- [INSTRUCTIONS FOR THE TASK]: Which lines hold the word "this"? Show each of them.

- [RECORDS SUPPLIED]:
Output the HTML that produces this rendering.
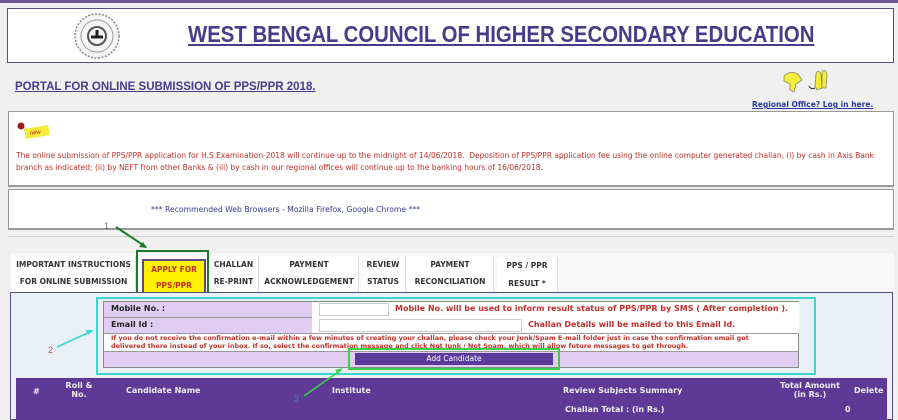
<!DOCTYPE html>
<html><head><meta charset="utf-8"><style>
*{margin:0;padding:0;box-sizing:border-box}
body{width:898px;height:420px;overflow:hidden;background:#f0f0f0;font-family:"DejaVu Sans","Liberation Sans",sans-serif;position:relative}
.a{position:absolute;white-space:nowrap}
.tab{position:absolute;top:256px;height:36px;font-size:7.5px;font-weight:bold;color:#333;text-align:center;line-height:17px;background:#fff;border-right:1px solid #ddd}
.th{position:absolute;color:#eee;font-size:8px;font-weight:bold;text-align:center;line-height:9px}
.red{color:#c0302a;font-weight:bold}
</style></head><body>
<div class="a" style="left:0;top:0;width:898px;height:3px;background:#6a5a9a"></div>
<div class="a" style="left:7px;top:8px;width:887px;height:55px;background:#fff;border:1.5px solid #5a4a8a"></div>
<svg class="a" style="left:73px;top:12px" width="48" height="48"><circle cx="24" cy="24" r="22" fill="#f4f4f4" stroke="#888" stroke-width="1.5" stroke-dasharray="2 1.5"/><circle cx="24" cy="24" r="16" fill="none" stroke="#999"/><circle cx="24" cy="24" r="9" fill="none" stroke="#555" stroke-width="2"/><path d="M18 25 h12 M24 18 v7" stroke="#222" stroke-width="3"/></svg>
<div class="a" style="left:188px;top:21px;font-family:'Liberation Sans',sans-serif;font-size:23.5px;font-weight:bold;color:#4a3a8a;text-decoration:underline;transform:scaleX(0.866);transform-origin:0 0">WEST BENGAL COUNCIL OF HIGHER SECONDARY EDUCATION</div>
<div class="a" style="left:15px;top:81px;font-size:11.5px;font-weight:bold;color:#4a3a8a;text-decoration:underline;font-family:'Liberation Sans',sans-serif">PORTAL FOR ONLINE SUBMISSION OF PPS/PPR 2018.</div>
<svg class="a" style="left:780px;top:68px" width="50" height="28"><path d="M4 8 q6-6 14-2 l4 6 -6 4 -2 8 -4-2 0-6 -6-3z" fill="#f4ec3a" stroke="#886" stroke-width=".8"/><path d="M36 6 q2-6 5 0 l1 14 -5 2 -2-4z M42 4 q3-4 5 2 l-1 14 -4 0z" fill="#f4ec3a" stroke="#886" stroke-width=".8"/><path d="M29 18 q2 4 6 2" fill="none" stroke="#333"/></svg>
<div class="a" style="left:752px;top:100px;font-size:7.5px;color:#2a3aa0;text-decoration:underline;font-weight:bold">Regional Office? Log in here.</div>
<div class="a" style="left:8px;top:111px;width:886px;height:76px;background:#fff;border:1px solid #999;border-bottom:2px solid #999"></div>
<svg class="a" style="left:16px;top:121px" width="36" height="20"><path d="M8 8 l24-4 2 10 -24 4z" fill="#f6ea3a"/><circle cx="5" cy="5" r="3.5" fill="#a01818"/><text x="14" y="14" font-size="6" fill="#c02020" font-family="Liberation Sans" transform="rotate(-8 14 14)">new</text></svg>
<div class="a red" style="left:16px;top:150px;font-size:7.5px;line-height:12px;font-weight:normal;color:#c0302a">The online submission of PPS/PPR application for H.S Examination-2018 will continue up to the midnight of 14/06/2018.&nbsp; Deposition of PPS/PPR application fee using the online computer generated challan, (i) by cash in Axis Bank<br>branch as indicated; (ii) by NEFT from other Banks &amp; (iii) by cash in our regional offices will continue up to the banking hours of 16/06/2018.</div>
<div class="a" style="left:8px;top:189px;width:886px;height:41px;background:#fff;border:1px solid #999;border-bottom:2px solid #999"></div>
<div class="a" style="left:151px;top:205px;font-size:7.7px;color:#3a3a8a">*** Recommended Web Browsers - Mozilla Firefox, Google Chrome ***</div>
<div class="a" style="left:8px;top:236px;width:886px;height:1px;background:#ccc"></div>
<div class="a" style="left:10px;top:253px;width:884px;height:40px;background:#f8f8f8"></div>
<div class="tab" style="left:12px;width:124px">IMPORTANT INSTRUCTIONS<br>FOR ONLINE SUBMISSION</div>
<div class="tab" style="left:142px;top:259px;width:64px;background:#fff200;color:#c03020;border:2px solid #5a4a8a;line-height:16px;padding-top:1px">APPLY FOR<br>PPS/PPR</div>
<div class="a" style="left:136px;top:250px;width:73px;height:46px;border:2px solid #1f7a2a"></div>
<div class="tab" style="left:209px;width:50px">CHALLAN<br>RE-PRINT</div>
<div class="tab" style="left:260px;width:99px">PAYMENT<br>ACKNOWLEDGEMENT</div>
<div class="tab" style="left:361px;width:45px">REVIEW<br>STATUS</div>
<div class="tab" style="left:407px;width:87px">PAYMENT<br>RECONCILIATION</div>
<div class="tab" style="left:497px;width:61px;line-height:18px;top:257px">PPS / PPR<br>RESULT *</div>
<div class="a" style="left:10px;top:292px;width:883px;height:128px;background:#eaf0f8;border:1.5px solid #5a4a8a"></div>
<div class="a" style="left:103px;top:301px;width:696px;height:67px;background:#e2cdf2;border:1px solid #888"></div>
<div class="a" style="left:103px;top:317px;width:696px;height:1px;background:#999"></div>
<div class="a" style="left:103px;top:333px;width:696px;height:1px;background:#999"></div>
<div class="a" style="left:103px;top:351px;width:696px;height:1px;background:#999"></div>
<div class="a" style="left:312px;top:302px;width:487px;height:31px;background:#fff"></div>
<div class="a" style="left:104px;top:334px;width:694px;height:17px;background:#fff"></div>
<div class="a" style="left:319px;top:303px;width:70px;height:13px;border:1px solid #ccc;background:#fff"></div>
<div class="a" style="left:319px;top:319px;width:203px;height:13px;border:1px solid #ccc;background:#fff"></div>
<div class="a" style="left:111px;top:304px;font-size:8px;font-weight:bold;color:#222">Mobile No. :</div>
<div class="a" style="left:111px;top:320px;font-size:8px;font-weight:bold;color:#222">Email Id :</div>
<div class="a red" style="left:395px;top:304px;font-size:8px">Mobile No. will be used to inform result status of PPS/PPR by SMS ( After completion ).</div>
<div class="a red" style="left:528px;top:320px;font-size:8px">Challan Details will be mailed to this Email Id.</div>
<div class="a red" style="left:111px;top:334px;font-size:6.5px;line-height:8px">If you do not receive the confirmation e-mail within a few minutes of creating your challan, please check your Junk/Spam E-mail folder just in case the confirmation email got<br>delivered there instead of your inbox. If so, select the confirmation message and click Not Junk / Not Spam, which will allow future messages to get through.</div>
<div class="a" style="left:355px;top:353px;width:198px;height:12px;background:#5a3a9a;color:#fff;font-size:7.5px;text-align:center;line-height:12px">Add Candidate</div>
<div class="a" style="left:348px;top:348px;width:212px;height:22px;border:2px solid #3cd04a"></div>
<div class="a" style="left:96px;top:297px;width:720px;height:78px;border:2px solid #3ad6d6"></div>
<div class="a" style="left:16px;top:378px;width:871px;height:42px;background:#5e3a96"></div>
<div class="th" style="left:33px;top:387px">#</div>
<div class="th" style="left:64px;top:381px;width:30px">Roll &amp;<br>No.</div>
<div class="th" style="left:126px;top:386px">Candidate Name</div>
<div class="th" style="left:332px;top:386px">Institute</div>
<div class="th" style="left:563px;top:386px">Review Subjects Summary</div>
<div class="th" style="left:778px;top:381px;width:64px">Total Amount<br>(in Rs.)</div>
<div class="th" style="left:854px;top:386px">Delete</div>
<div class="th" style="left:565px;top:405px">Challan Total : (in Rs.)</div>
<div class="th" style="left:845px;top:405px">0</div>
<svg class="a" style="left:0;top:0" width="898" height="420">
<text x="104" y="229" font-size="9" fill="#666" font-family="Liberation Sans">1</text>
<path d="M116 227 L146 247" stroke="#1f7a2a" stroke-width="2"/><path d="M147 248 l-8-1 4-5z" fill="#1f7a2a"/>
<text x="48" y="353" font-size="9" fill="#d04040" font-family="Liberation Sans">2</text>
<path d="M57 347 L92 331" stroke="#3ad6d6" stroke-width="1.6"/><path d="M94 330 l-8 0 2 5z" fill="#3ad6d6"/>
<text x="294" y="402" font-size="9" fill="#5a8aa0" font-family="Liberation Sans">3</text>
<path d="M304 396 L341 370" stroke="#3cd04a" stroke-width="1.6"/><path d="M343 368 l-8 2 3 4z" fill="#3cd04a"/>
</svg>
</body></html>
==
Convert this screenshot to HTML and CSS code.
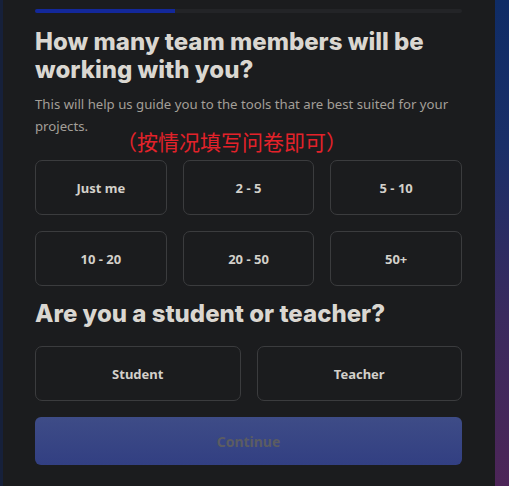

- [IN RESPONSE]:
Output the HTML that produces this rendering.
<div class="a red" style="left:528px;top:320px;font-size:8px">Challan Details will be mailed to this Email Id.</div>
Convert this screenshot to HTML and CSS code.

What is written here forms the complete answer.